Lucy Turner

Beyond Sketch Studies: The Autograph Manuscripts of Beethoven’s Opp. 74 and 127 as Records of Stylistic Innovation

Sketch studies have long predominated scholarship on Ludwig van Beethoven’s compositional process. Autograph manuscripts have been less frequently and extensively studied, perhaps because they are regarded by many as reflecting a product rather than a process While autograph manuscripts are inarguably indispensable for the preparation of critical editions and other publications, they are also rich sources of information on the latter stages of Beethoven’s creative process. By the time a composer reaches the autograph stage in composing a work, they’ve presumably settled on the bulk of the musical material at hand. An autograph manuscript can therefore provide insight into the questions of what is still to be worked out in a composer’s mind after they think the “working out” is complete. Autographs can thus reveal what remains troublesome or gives the composer unexpected pause.

By examining the autographs of Beethoven’s string quartets Op. 74 and Op. 127, we discover that some late-stage changes in these manuscripts may also reflect stylistic innovation on the part of the composer. The string quartet Op. 74 (“Harp”) dates to Beethoven’s so-called middle period. In the autograph of this quartet, we see revisions in the cadenza-like coda of the first movement, as well as unusually layered process in composing the variations form of the finale. These two processes are especially significant in light of the Classical forms Beethoven was both employing and transforming in this period of compositional output. In the string quartet Op. 127, the first of his five late quartets, the autograph evinces the last-minute addition of four pizzicato chords to open the scherzo movement, a highly unusual gesture that leads us to consider the importance of these measures both to the construction of the scherzo of Op. 127 and to the role of introductory material in Beethoven’s late style.
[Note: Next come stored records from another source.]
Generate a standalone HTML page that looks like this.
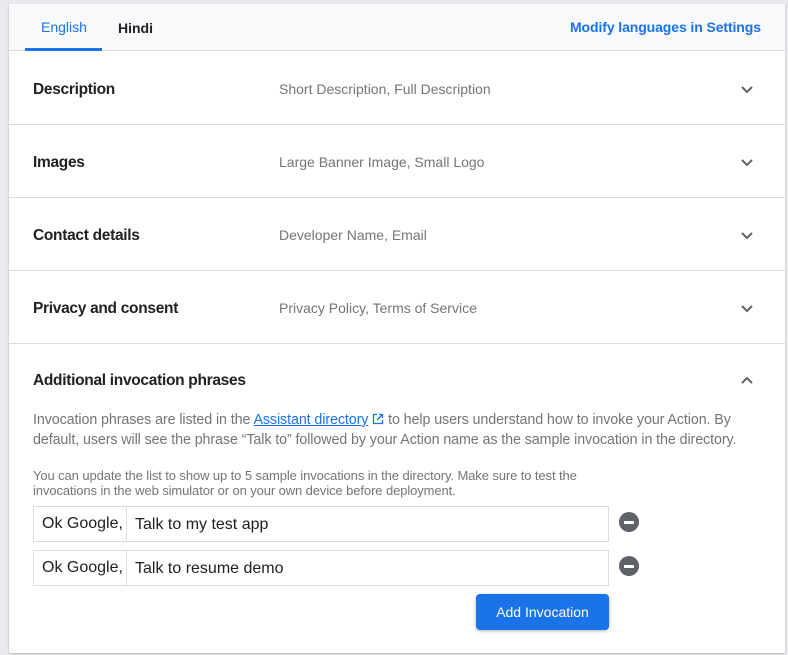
<!DOCTYPE html>
<html><head><meta charset="utf-8"><style>
*{margin:0;padding:0;box-sizing:border-box}
body{width:788px;height:655px;background:#e8eaed;font-family:"Liberation Sans",Arial,sans-serif;position:relative;overflow:hidden;color:#202124}
.card{position:absolute;left:9px;top:4px;width:776px;height:649px;background:#fff;box-shadow:0 1px 2px rgba(60,64,67,.3)}
.hdr{position:absolute;left:0;top:0;width:776px;height:47px;background:#f8f9fa;border-bottom:1px solid #dadce0}
.a{position:absolute;white-space:nowrap}
.row{position:absolute;left:0;width:776px;height:73px;border-bottom:1px solid #dadce0}
.t{position:absolute;left:24px;top:29px;font-size:15.5px;font-weight:bold;letter-spacing:-0.3px}
.s{position:absolute;left:270px;top:29px;font-size:14px;color:#757575}
.chev{position:absolute;left:731px;top:33px}
.inp{position:absolute;left:24px;width:576px;height:36px;border:1px solid #dadce0;font-size:16px}
.inp .p{position:absolute;left:8px;top:8px}
.inp .d{position:absolute;left:92px;top:0;height:34px;border-left:1px solid #dadce0}
.inp .v{position:absolute;left:101px;top:9px}
.minus{position:absolute;left:610px;width:20px;height:20px;border-radius:50%;background:#5f6368}
.minus:after{content:"";position:absolute;left:5px;top:9px;width:10px;height:2.5px;background:#fff}
</style></head><body>
<div class="card">
<div class="hdr">
<div class="a" style="left:32px;top:15px;font-size:14px;color:#1a73e8">English</div>
<div class="a" style="left:16px;top:44px;width:77px;height:3px;background:#1a73e8"></div>
<div class="a" style="left:109px;top:16px;font-size:14px;font-weight:bold;color:#202124">Hindi</div>
<div class="a" style="left:561px;top:15px;font-size:14px;font-weight:bold;color:#1a73e8;letter-spacing:-0.1px">Modify languages in Settings</div>
</div>
<div class="row" style="top:48px"><div class="t">Description</div><div class="s">Short Description, Full Description</div><svg class="chev" width="14" height="9" viewBox="0 0 14 9"><path d="M2 2l5 5 5-5" stroke="#5f6368" stroke-width="2" fill="none"/></svg></div>
<div class="row" style="top:121px"><div class="t">Images</div><div class="s">Large Banner Image, Small Logo</div><svg class="chev" width="14" height="9" viewBox="0 0 14 9"><path d="M2 2l5 5 5-5" stroke="#5f6368" stroke-width="2" fill="none"/></svg></div>
<div class="row" style="top:194px"><div class="t">Contact details</div><div class="s">Developer Name, Email</div><svg class="chev" width="14" height="9" viewBox="0 0 14 9"><path d="M2 2l5 5 5-5" stroke="#5f6368" stroke-width="2" fill="none"/></svg></div>
<div class="row" style="top:267px"><div class="t">Privacy and consent</div><div class="s">Privacy Policy, Terms of Service</div><svg class="chev" width="14" height="9" viewBox="0 0 14 9"><path d="M2 2l5 5 5-5" stroke="#5f6368" stroke-width="2" fill="none"/></svg></div>
<div class="a" style="left:24px;top:368px;font-size:15.5px;font-weight:bold;letter-spacing:-0.3px">Additional invocation phrases</div>
<svg class="a" style="left:731px;top:372px" width="14" height="9" viewBox="0 0 14 9"><path d="M2 7l5-5 5 5" stroke="#5f6368" stroke-width="2" fill="none"/></svg>
<div class="a" style="left:24px;top:406px;font-size:14.3px;color:#757575;line-height:20px;letter-spacing:-0.1px">Invocation phrases are listed in the <span style="color:#1a73e8;text-decoration:underline">Assistant directory</span> <svg width="12" height="12" viewBox="0 0 12 12" style="vertical-align:-1px"><path d="M5 1.5H1.5v9h9V7M7 1.5h3.5V5M10.5 1.5L5 7" stroke="#1a73e8" stroke-width="1.3" fill="none"/></svg> to help users understand how to invoke your Action. By<br>default, users will see the phrase “Talk to” followed by your Action name as the sample invocation in the directory.</div>
<div class="a" style="left:24px;top:464px;font-size:13px;color:#757575;line-height:15px;letter-spacing:-0.1px">You can update the list to show up to 5 sample invocations in the directory. Make sure to test the<br>invocations in the web simulator or on your own device before deployment.</div>
<div class="inp" style="top:502px"><span class="p">Ok Google,</span><div class="d"></div><span class="v">Talk to my test app</span></div>
<div class="minus" style="top:508px"></div>
<div class="inp" style="top:546px"><span class="p">Ok Google,</span><div class="d"></div><span class="v">Talk to resume demo</span></div>
<div class="minus" style="top:552px"></div>
<div class="a" style="left:467px;top:590px;width:133px;height:36px;background:#1a73e8;border-radius:4px;color:#fff;font-size:14px;text-align:center;line-height:36px;box-shadow:0 1px 3px rgba(60,64,67,.4)">Add Invocation</div>
</div>
</body></html>
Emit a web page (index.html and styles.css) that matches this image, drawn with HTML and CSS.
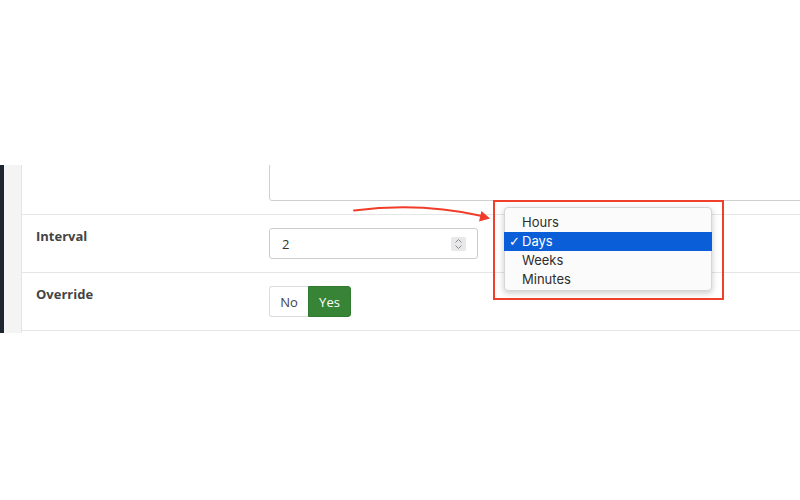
FILE: index.html
```html
<!DOCTYPE html>
<html>
<head>
<meta charset="utf-8">
<link rel="stylesheet" href="styles.css">
</head>
<body>
<div class="page">
  <div class="panel">
    <div class="sidebar"></div>
    <div class="gutter"></div>
    <div class="content">
      <div class="row row-text">
        <div class="label"></div>
        <div class="control"><div class="textarea"></div></div>
      </div>
      <div class="row">
        <div class="label">Interval</div>
        <div class="control">
          <div class="number">
            <span class="num-value">2</span>
            <span class="spinner">
              <svg width="9" height="12" viewBox="0 0 9 12"><path d="M1.5 4.5 L4.5 1.5 L7.5 4.5 M1.5 7.5 L4.5 10.5 L7.5 7.5" fill="none" stroke="#8a8a8a" stroke-width="1"/></svg>
            </span>
          </div>
        </div>
      </div>
      <div class="row">
        <div class="label">Override</div>
        <div class="control">
          <div class="toggle">
            <span class="opt opt-no">No</span>
            <span class="opt opt-yes">Yes</span>
          </div>
        </div>
      </div>
    </div>
  </div>

  <svg class="arrow" width="800" height="500" viewBox="0 0 800 500">
    <path d="M354 210.5 Q420 202 482 216" fill="none" stroke="#f03c28" stroke-width="1.9" stroke-linecap="round"/>
    <polygon points="490,218.5 479,221.5 481.5,211" fill="#f03c28"/>
  </svg>
  <div class="redbox"></div>
  <div class="menu">
    <div class="item">Hours</div>
    <div class="item selected"><span class="check">✓</span>Days</div>
    <div class="item">Weeks</div>
    <div class="item">Minutes</div>
  </div>
</div>
</body>
</html>
```
FILE: styles.css
```css
html, body {
  margin: 0;
  padding: 0;
  background: #ffffff;
}
.page {
  position: relative;
  width: 800px;
  height: 500px;
  overflow: hidden;
  font-family: "Open Sans", "Liberation Sans", sans-serif;
  padding-top: 165px;
  box-sizing: border-box;
}
.panel {
  display: flex;
  height: 168px;
}
.sidebar {
  flex: 0 0 4px;
  background: #1f262f;
}
.gutter {
  flex: 0 0 17px;
  background: #f4f4f4;
  border-right: 1px solid #e4e4e4;
}
.content {
  flex: 1;
  min-width: 0;
  overflow: hidden;
  display: flex;
  flex-direction: column;
}
.row {
  display: flex;
  padding: 13px 0 13px;
  border-bottom: 1px solid #e6e6e6;
}
.row-text {
  height: 50px;
  box-sizing: border-box;
  padding: 0;
  overflow: hidden;
}
.label {
  flex: 0 0 233px;
  padding-left: 14px;
  font-size: 13px;
  font-weight: 700;
  color: #444;
  line-height: 17px;
}
.control {
  flex: 1;
  min-width: 0;
  display: flex;
}
.textarea {
  flex: 0 0 600px;
  height: 61px;
  margin-top: -25px;
  border: 1px solid #cfcfcf;
  border-radius: 3px;
  box-sizing: border-box;
}
.number {
  width: 209px;
  height: 31px;
  box-sizing: border-box;
  border: 1px solid #cdcdcd;
  border-radius: 3px;
  display: flex;
  align-items: center;
  justify-content: space-between;
  padding: 0 11px 0 12px;
  font-size: 13px;
  color: #333;
}
.spinner {
  width: 15px;
  height: 14px;
  background: #e8e8ea;
  border-radius: 2px;
  display: flex;
  align-items: center;
  justify-content: center;
}
.toggle {
  display: flex;
  height: 31px;
}
.opt {
  display: flex;
  align-items: center;
  justify-content: center;
  font-size: 13px;
  box-sizing: border-box;
}
.opt-no {
  width: 39px;
  border: 1px solid #dcdcdc;
  border-right: none;
  border-radius: 3px 0 0 3px;
  color: #444;
  background: #fff;
}
.opt-yes {
  width: 43px;
  background: #378436;
  border: 1px solid #2f7a2f;
  border-radius: 0 3px 3px 0;
  color: #fff;
}
.arrow {
  position: absolute;
  left: 0;
  top: 0;
  pointer-events: none;
}
.redbox {
  position: absolute;
  left: 493px;
  top: 200px;
  width: 231px;
  height: 100px;
  box-sizing: border-box;
  border: 2px solid #f0402c;
}
.menu {
  position: absolute;
  left: 504px;
  top: 207px;
  width: 208px;
  height: 84px;
  box-sizing: border-box;
  padding-top: 5px;
  background: #fbfbfb;
  border: 1px solid #d6d6d6;
  border-radius: 4px;
  box-shadow: 0 2px 6px rgba(0,0,0,0.22);
  font-family: "Inter", "Liberation Sans", sans-serif;
  font-size: 13px;
  color: #2e2e2e;
}
.item {
  height: 19px;
  line-height: 19px;
  padding-left: 17px;
  position: relative;
}
.item.selected {
  background: #0a5ed8;
  color: #fff;
  margin: 0 -1px;
  padding-left: 18px;
}
.check {
  position: absolute;
  left: 5px;
  top: 0;
  font-family: "DejaVu Sans", sans-serif;
  font-size: 13px;
  font-weight: 700;
}
```
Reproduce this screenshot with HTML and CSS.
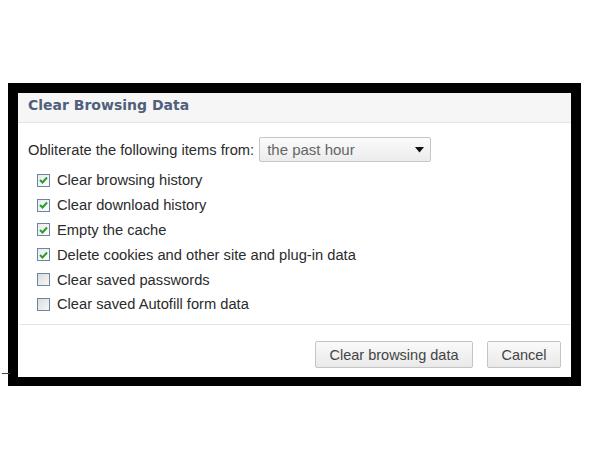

In this paper, I seek to suggest a way forward for our study of autograph manuscripts as essential reflections of Beethoven’s creative process, particularly by exploring the idea of late- stage changes as part of not only the compositional trajectory of a work, but the creative trajectory of the composer’s oeuvre. It follows reason that that which is new for a composer – a manipulation of form, an instrumental texture – might also require extended compositional effort or cause uncertainty that lasts through the very end stages of a work’s composition. By exploring the confluences between autograph-stage changes and stylistic ingenuity, we can come to an understanding of the relationship between Beethoven’s compositional process and musical innovation.

 

LUCY TURNER
Columbia University, USA

Is a PhD student in Historical Musicology at Columbia University in New York, NY, where she began in 2016. Originally from North Carolina, Lucy holds a Bachelor of Music degree from Vanderbilt University in violin performance with a concentration in musicology, for which she completed an honors thesis entitled “Music in a Familiar Accent: Linguistic Rhythm as Nationalist Sentiment in the Music of Sibelius, Enescu, and Janáček.” She went on to receive a Master of Music degree in violin performance from Boston University. At Columbia, she teaches Masterpieces of Western Music in the Columbia Core curriculum, where she enjoys introducing students to the historical, artistic, and cultural complexity surrounding Western art music. Her musicological research focuses on early Austro-German Romanticism, chamber music, manuscript studies, and the music of Beethoven, particularly form and meaning in the string quartets.